Magnetic resonance imaging (MRI) is a way to visualize spatial information about macroscopic ensembles of atomic nuclei, typically the distribution of 1H nuclei within a patient lying in a clinical scanner. Image contrast can be generated in a variety of ways that highlight different properties of these nuclei (e.g., their density, their interaction with electromagnetic fields, their chemical environment, or their diffusion or flow), averaged over small volume elements of the brain, typically with a resolution of 1 cubic mm. Most of the morphometric tools we use and develop were optimized for data obtained by means of T1-weighted MP-RAGE sequences.
The cerebral cortex is a highly folded sheet of gray matter (GM) that lies inside the cerebrospinal fluid (CSF) and surrounds a core of white matter (WM). To analyse cortical structures, it is necessary to remove non-brain tissue and to classify the remaining tissue into GM, WM, and CSF. This early processing step of structural MRI data is called tissue segmentation. A sub-segmentation into the left and right hemisphere and the removal of the brainstem is also necessary.

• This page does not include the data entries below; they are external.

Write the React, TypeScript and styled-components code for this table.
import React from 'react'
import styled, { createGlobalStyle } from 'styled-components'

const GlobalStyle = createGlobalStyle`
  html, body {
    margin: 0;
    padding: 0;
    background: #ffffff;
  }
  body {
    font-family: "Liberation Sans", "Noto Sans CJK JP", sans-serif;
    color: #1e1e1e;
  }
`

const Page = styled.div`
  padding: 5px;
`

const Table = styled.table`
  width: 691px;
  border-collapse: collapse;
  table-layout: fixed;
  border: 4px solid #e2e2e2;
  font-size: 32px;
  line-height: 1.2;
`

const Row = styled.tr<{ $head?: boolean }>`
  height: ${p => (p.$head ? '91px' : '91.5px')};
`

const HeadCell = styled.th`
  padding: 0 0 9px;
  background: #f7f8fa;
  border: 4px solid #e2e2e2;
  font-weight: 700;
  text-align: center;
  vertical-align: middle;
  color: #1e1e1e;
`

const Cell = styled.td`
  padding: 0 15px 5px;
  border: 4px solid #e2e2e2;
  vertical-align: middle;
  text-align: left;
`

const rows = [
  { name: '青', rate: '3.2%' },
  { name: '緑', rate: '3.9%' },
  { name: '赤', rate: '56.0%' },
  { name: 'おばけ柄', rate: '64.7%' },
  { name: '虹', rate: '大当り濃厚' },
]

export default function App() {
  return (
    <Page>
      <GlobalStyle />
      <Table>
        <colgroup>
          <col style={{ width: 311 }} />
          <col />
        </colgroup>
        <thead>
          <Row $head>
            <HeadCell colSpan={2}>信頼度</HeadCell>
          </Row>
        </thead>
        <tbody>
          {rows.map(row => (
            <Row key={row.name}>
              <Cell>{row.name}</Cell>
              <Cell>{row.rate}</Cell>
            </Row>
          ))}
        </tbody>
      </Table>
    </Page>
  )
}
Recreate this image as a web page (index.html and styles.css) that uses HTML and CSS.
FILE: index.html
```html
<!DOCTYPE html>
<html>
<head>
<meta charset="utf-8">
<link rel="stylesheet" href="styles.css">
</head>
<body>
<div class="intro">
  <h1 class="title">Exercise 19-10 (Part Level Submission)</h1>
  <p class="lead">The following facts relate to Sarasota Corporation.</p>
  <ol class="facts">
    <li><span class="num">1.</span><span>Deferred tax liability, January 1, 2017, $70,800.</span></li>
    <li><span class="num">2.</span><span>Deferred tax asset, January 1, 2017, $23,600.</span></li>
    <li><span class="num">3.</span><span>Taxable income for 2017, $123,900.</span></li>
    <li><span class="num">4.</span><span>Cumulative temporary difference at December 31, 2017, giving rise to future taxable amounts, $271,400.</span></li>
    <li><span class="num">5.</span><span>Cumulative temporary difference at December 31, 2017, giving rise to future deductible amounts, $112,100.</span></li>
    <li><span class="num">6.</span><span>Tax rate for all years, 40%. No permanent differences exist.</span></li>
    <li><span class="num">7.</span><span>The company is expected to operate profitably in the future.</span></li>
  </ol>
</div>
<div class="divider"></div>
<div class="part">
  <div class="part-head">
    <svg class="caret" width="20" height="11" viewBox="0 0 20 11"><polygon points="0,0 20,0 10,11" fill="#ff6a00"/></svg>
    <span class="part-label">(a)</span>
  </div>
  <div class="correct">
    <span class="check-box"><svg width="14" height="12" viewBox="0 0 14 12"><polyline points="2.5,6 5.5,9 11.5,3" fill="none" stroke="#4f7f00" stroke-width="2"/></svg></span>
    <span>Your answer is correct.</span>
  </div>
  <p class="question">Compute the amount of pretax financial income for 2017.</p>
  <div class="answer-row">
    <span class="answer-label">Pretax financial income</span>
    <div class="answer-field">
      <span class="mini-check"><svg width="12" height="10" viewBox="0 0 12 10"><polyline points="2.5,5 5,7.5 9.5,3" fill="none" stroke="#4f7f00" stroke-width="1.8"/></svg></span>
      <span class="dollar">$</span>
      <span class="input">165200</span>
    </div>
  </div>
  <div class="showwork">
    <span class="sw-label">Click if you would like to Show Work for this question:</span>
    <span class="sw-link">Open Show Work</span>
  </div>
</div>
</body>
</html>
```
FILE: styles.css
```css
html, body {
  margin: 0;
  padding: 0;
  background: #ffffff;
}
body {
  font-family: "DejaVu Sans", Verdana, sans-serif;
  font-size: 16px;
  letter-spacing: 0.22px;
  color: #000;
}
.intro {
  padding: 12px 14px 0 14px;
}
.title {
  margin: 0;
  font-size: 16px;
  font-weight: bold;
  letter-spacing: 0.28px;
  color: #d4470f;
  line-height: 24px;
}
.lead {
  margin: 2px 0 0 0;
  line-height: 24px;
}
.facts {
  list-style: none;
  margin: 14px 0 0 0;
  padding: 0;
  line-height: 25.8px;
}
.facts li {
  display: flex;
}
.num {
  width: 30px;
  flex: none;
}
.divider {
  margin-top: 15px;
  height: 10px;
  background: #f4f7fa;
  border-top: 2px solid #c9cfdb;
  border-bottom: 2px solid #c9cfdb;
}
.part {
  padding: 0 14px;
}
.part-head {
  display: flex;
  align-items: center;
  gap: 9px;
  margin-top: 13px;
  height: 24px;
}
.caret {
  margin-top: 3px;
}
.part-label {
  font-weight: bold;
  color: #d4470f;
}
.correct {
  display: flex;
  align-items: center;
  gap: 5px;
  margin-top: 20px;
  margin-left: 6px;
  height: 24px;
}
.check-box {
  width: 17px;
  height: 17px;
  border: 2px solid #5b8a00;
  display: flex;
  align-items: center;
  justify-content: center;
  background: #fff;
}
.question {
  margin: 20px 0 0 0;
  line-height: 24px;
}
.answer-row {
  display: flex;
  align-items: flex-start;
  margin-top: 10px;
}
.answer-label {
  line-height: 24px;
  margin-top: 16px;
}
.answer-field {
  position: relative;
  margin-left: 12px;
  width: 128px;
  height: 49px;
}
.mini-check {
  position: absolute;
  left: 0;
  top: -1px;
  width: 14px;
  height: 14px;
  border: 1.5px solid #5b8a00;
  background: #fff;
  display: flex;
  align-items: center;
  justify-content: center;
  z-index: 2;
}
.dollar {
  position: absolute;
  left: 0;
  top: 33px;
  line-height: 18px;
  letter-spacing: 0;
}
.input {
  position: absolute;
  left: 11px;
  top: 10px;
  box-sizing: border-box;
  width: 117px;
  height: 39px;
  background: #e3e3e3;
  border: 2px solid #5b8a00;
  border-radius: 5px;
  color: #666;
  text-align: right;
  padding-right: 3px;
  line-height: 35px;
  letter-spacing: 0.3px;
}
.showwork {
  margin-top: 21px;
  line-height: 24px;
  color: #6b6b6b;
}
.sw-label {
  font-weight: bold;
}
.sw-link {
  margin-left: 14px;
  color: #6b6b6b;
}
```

The tissue segmentation result is used to create a mesh representing the GM sheet. An analogy for the GM sheet is a collapsed balloon. There are two ways to reconstruct it. The first one starts with a fully inflated balloon and changes the surface of the balloon to match the cortical structur (a deformable surface or top-down approach). The second way to reconstruct the surface is based on the tissue map (a bottom-up approach), which tends to produce a more accurate surface reconstruction.

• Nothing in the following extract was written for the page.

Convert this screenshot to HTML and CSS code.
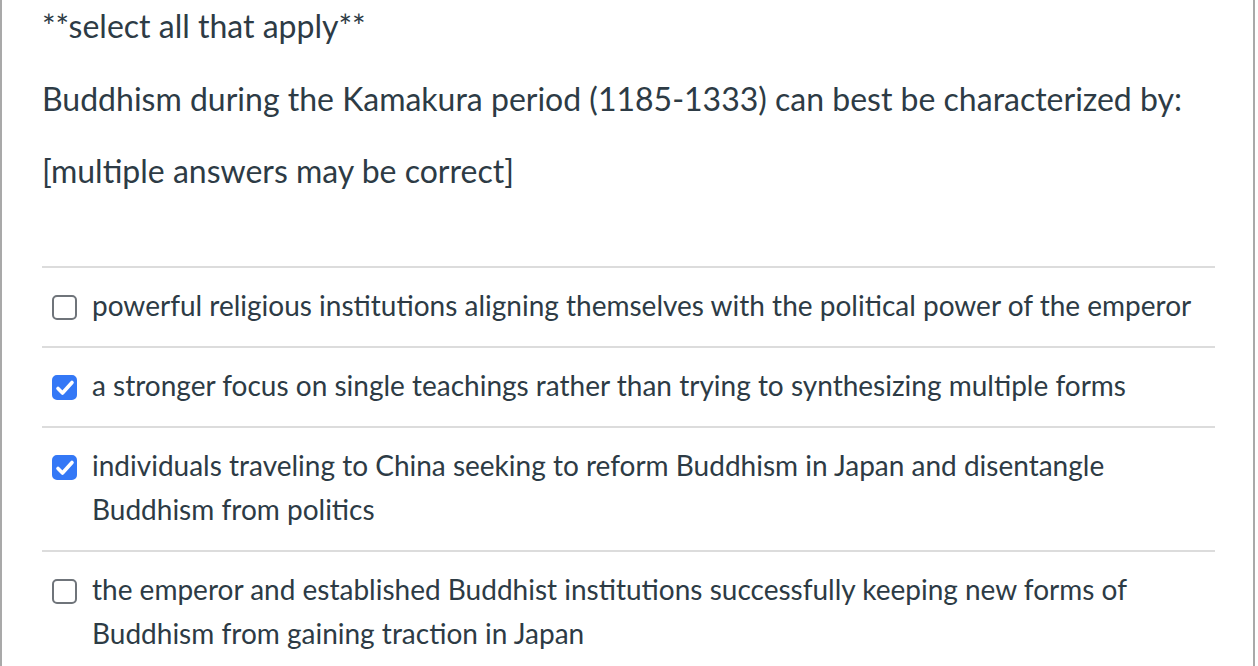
FILE: index.html
```html
<!DOCTYPE html>
<html>
<head>
<meta charset="utf-8">
<link rel="stylesheet" href="styles.css">
</head>
<body>
<div class="frame">
  <div class="question">
    <p>**select all that apply**</p>
    <p>Buddhism during the Kamakura period (1185-1333) can best be characterized by:</p>
    <p>[multiple answers may be correct]</p>
  </div>
  <div class="answers">
    <label class="answer">
      <span class="box"></span>
      <span class="text">powerful religious institutions aligning themselves with the political power of the emperor</span>
    </label>
    <label class="answer">
      <span class="box checked"><svg viewBox="0 0 24 24" width="24" height="24"><path d="M5 12.5l4.5 4.5L19 6.5" fill="none" stroke="#fff" stroke-width="3.6" stroke-linecap="round" stroke-linejoin="round"/></svg></span>
      <span class="text">a stronger focus on single teachings rather than trying to synthesizing multiple forms</span>
    </label>
    <label class="answer">
      <span class="box checked"><svg viewBox="0 0 24 24" width="24" height="24"><path d="M5 12.5l4.5 4.5L19 6.5" fill="none" stroke="#fff" stroke-width="3.6" stroke-linecap="round" stroke-linejoin="round"/></svg></span>
      <span class="text">individuals traveling to China seeking to reform Buddhism in Japan and disentangle Buddhism from politics</span>
    </label>
    <label class="answer">
      <span class="box"></span>
      <span class="text">the emperor and established Buddhist institutions successfully keeping new forms of Buddhism from gaining traction in Japan</span>
    </label>
  </div>
</div>
</body>
</html>
```

FILE: styles.css
```css
html, body {
  margin: 0;
  padding: 0;
  background: #fff;
}
body {
  font-family: Lato, "Liberation Sans", sans-serif;
  color: #2d3b45;
  line-height: 44px;
  overflow: hidden;
}
.frame {
  box-sizing: border-box;
  width: 1255px;
  height: 666px;
  border-left: 2px solid #a9a9a9;
  border-right: 2px solid #a9a9a9;
  padding: 4px 38px 0 40px;
}
.question {
  font-size: 32px;
  margin-bottom: 73px;
}
.question p {
  margin: 0 0 28.5px 0;
}
.answers {
  display: flex;
  flex-direction: column;
  font-size: 28px;
}
.answer {
  display: flex;
  align-items: flex-start;
  border-top: 2px solid #dcdcdc;
  padding: 15px 0 19px;
}
.box {
  flex: none;
  box-sizing: border-box;
  width: 25px;
  height: 25px;
  margin: 12px 15px 0 10px;
  border: 2px solid #6f747a;
  border-radius: 5px;
  background: #fff;
  display: flex;
  align-items: center;
  justify-content: center;
}
.box.checked {
  background: #3478f6;
  border-color: #3478f6;
}
.box svg {
  display: block;
  flex: none;
}
.text {
  flex: 1;
}
```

The central surface (CS) of brain cortex may have some analytical advantages compared to boundary surfaces between the gray matter (GM) and either the white matter (WM) or cerebrospinal fluid (CSF). Since the regions between two gyri are often blurred in the segmentation result due to the partial volume effects, it is necessary to reconstruct these regions. We have developed different voxel- and surface-based methods that primarily use distance-based information to reconstruct an accurate CS.
Because we use a bottom-up approach, the reconstructed surface has some topology errors. Noise and partial volume effects lead to mis-classification of brain tissue. These processing errors are visible as bridges between gyri or holes within a gyrus. Because the brain surface has the same shape as a strongly folded balloon, we can remove these defects using topology correction methods.
A common processing step for cortical surfaces is to map the cortical surface mesh to a spherical surface for improved brain registration and advanced analytical techniques. The ideal spherical mapping is isometric — all angles and areas are preserved. Such a mapping potentially improves the quality of subsequent processing steps. However, there is a trade-off between angle and area distortion when mapping the cortical surface to a sphere. Our lab has developed a fast new method to generate a pseudo-isometric spherical mapping of the cortical surface. The initial spherical map is a conformal map produced via the Laplace-Beltrami operator optimized with a Möbius transformation (in figure, LB). The conformal map is then post-processed using a processing pipeline consisting of in-house algorithms designed to reduce area distortion (in figure, Iso). The spherical maps generated using our method have low area and angular distortion.